Replacing string with placeholder and replacing them back after a function.
Asked Answered
S

4

6

Given a string and a list of substring that should be replaces as placeholders, e.g.

import re
from copy import copy 

phrases = ["'s morgen", "'s-Hertogenbosch", "depository financial institution"]
original_text = "Something, 's morgen, ik 's-Hertogenbosch im das depository financial institution gehen"

The first goal is to first replace the substrings from phrases in the original_text with indexed placeholders, e.g.

text = copy(original_text)
backplacement = {}
for i, phrase in enumerate(phrases):
    backplacement["MWEPHRASE{}".format(i)] = phrase.replace(' ', '_')
    text = re.sub(r"{}".format(phrase), "MWEPHRASE{}".format(i), text)
print(text)

[out]:

Something, MWEPHRASE0, ik MWEPHRASE1 im das MWEPHRASE2 gehen

Then there'll be some functions to manipulate the text with the placeholders, e.g.

cleaned_text = func('Something, MWEPHRASE0, ik MWEPHRASE1 im das MWEPHRASE2 gehen')
print(cleaned_text)

that outputs:

MWEPHRASE0 ik MWEPHRASE1 MWEPHRASE2

the last step is to do the replacement we did in a backwards manner and put back the original phrases, i.e.

' '.join([backplacement[tok] if tok in backplacement else tok for tok in clean_text.split()])

[out]:

"'s_morgen ik 's-Hertogenbosch depository_financial_institution"

The questions are:

  1. If the list of substrngs in phrases is huge, the time to do the 1st replacement and the last backplacement would take very long.

Is there a way to do the replacement/backplacement with a regex?

  1. using the re.sub(r"{}".format(phrase), "MWEPHRASE{}".format(i), text) regex substitution isn't very helpful esp. if there are substrings in the phrases that matches not the full word,

E.g.

phrases = ["org", "'s-Hertogenbosch", "depository financial institution"]
original_text = "Something, 's morgen, ik 's-Hertogenbosch im das depository financial institution gehen"
backplacement = {}
text = copy(original_text)
for i, phrase in enumerate(phrases):
    backplacement["MWEPHRASE{}".format(i)] = phrase.replace(' ', '_')
    text = re.sub(r"{}".format(phrase), "MWEPHRASE{}".format(i), text)
print(text)

we get an awkward output:

Something, 's mMWEPHRASE0en, ik MWEPHRASE1 im das MWEPHRASE2 gehen

I've tried using '\b{}\b'.format(phrase) but that'll didn't work for the phrases with punctuations, i.e.

phrases = ["'s morgen", "'s-Hertogenbosch", "depository financial institution"]
original_text = "Something, 's morgen, ik 's-Hertogenbosch im das depository financial institution gehen"
backplacement = {}
text = copy(original_text)
for i, phrase in enumerate(phrases):
    backplacement["MWEPHRASE{}".format(i)] = phrase.replace(' ', '_')
    text = re.sub(r"\b{}\b".format(phrase), "MWEPHRASE{}".format(i), text)
print(text)

[out]:

Something, 's morgen, ik 's-Hertogenbosch im das MWEPHRASE2 gehen

Is there some where to denote the word boundary for the phrases in the re.sub regex pattern?

Sexpot answered 14/3, 2018 at 8:36 Comment(6)
In your desired output, all strings that do not occur in phrases are removed, except for ik.
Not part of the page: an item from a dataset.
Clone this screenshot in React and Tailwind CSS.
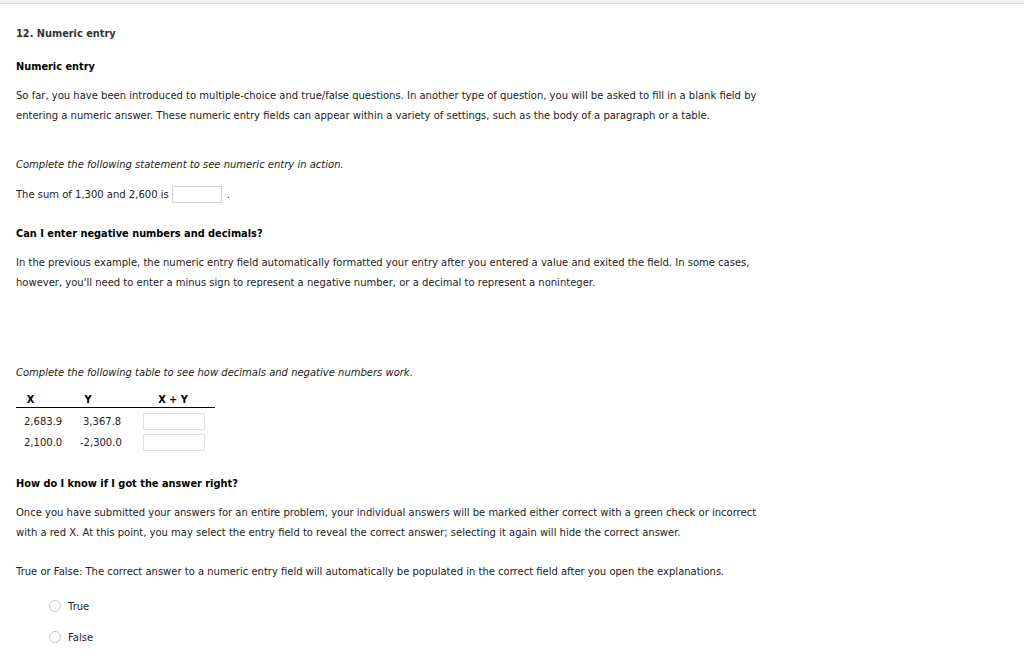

Why is that?Gibbous
You're doing this the hard way. Then there'll be some functions to manipulate the text with the placeholders. So, you have a function to work on the text after adding the placeholders. And that function must do a split on whitespace or something. So, now you have an array where you manipulate all the elements except the placeholders, then you want to join the array into a string, then substitute the placeholders back using the real words. Is that correct ?Uriah
Single pass, I would match all the words using a regex and put them into two dimension array ( or list). Dimension 0 is the string part, dimension 1 is a flag. When you match a non-phrase string part, the flag is 0, when it is a phrase word, the flag is 1. You can then iterate the array and ignore the ones where the flag is 1. Add, delete, re-arrange elements as needed. Then join them back together. The regex is simple ((?:(?!phrase1|phrase2|phrase3)[\S\s])+)|(phrase1|phrase2|phrase3). Where, capture group 1 is a non-phrase string part, capture group 2 is a phrase.Uriah
This seem to be one alternative: github.com/vi3k6i5/flashtextSexpot
As for the word boundary, you must be looking for r"(?<!\w){}(?!\w)".format(phrase). Since some of your keywords start with a non-word chars, you cannot use \b. Could you please provide some more logic that you need to implement? It looks like you might need to pass a callback/lambda as the second argument to re.sub to replace each match just once.Jeffreys
Have you tried my approach? Or do you want to switch to FlashText now?Jeffreys
T
2

Instead of using re.sub you can split it!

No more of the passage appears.